Available API-level Evaluation Metrics

Metric Name Sub-metrics Description
ndcg NDCG@10, NDCG@100 Normalized Discounted Cumulative Gain at different cut-off points, measuring the quality of ranking results.
mrr MRR@1000 Mean Reciprocal Rank at a specified cut-off, indicating the average position of the first relevant result.
mAP MAP@1000 Mean Average Precision at a specified cut-off, evaluating the precision across all relevant items.
precision P@10 Precision at a specified cut-off, measuring the proportion of relevant items among the retrieved top results.
recall Recall@10, Recall@50 Recall at different cut-off points, measuring how many relevant items are retrieved among all possible items.

More evaluation metrics can be accessed by downloading the evaluation results using download api.

from marqtune.client import Client

url = "https://marqtune.marqo.ai"
api_key = "{api_key}"
marqtune_client = Client(url=url, api_key=api_key)

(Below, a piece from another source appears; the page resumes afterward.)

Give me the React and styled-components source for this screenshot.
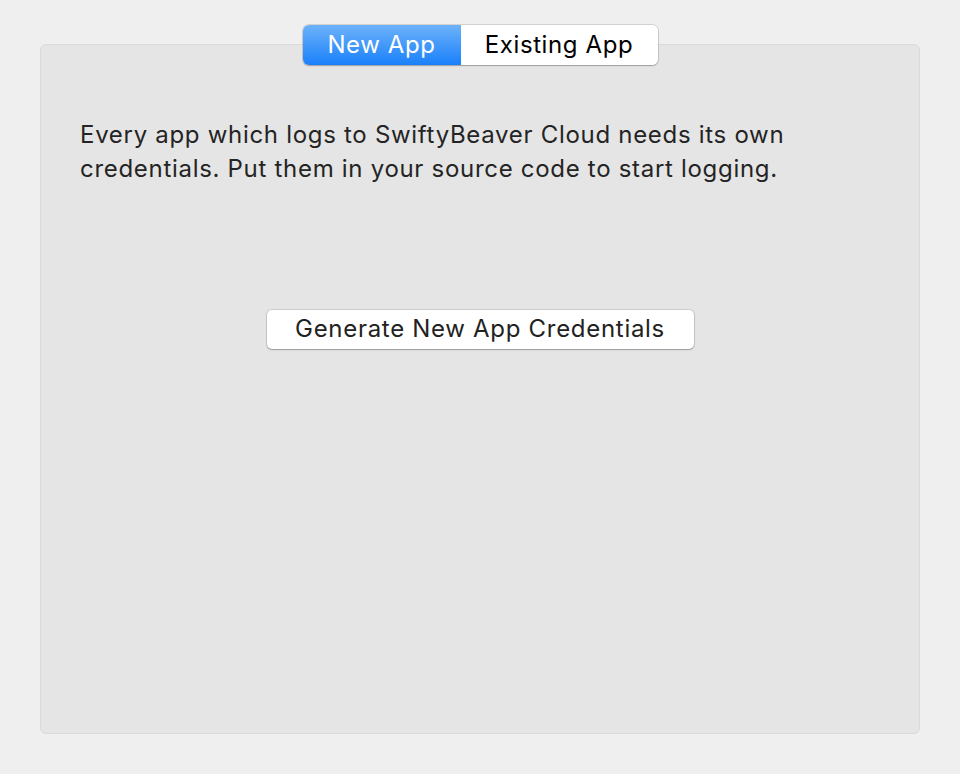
import React, { useState } from 'react';
import styled, { createGlobalStyle } from 'styled-components';

const GlobalStyle = createGlobalStyle`
  body {
    margin: 0;
    background: #efefef;
    font-family: Inter, "Noto Sans", "Liberation Sans", sans-serif;
  }
`;

const Page = styled.div`
  display: flex;
  flex-direction: column;
  align-items: center;
  padding: 25px 40px 40px;
  width: 960px;
  height: 774px;
  box-sizing: border-box;
`;

const Segmented = styled.div`
  position: relative;
  z-index: 1;
  display: flex;
  height: 40px;
  border-radius: 6px;
  background: #fff;
  box-shadow: 0 0 0 1px rgba(0, 0, 0, 0.12), 0 1px 1.5px rgba(0, 0, 0, 0.22);
  overflow: hidden;
`;

const Segment = styled.button`
  width: ${p => p.$width}px;
  border: none;
  padding: 0 0 2px;
  margin: 0;
  font-family: inherit;
  font-size: 24px;
  letter-spacing: 0.6px;
  cursor: default;
  color: ${p => (p.$active ? '#fff' : '#000')};
  background: ${p => (p.$active ? 'linear-gradient(#6cb2f9, #1a80fb)' : '#fff')};
`;

const Panel = styled.div`
  align-self: stretch;
  flex: 1;
  margin-top: -21px;
  background: #e5e5e5;
  border: 1px solid #dadada;
  border-radius: 6px;
  padding: 73px 39px 0;
  display: flex;
  flex-direction: column;
  align-items: center;
`;

const Text = styled.p`
  align-self: stretch;
  margin: 0;
  font-size: 24px;
  line-height: 34px;
  letter-spacing: 0.7px;
  color: #242424;
  white-space: nowrap;
`;

const PushButton = styled.button`
  margin-top: 124px;
  width: 427px;
  height: 39px;
  padding: 0 0 2px;
  background: #fff;
  border: none;
  border-radius: 5px;
  box-shadow: 0 0 0 1px rgba(0, 0, 0, 0.1), 0 1px 1.5px rgba(0, 0, 0, 0.25);
  font-family: inherit;
  font-size: 24px;
  letter-spacing: 0.7px;
  color: #222;
  cursor: default;
`;

export default function App() {
  const [tab, setTab] = useState('new');
  return (
    <>
      <GlobalStyle />
      <Page>
        <Segmented>
          <Segment $width={158} $active={tab === 'new'} onClick={() => setTab('new')}>
            New App
          </Segment>
          <Segment $width={197} $active={tab === 'existing'} onClick={() => setTab('existing')}>
            Existing App
          </Segment>
        </Segmented>
        <Panel>
          <Text>
            Every app which logs to SwiftyBeaver Cloud needs its own
            <br />
            credentials. Put them in your source code to start logging.
          </Text>
          <PushButton>Generate New App Credentials</PushButton>
        </Panel>
      </Page>
    </>
  );
}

marqtune_client.evaluation("evaluation_id").download()
curl --location 'https://marqtune.marqo.ai/evaluations/{evaluation_id}/download/url \
     --header 'x-api-key: {api_key}'

Detailed Description of Metrics

  • NDCG (Normalized Discounted Cumulative Gain): This metric evaluates the effectiveness of ranking results by comparing the relevance of documents in the predicted order to an ideal ranking order. Higher values indicate better ranking quality.
  • MRR (Mean Reciprocal Rank): MRR evaluates the average of the reciprocal ranks of the first relevant result across queries. The closer to 1, the better the ranking model.
  • MAP (Mean Average Precision): MAP measures the mean precision scores for all queries, considering only relevant results. It is a comprehensive indicator of a system’s precision.
  • Precision: Indicates the fraction of relevant results among the retrieved items at a specific rank threshold.
  • Recall: Indicates the fraction of all possible relevant items that are successfully retrieved.

Example: Evaluation Metrics Configuration

evaluation_metrics = {
    "NDCG@10": "",
    "NDCG@100": "",
    "MRR@1000": "",
    "MAP@1000": "",
    "P@10": "",
    "Recall@10": "",
    "Recall@50": "",
}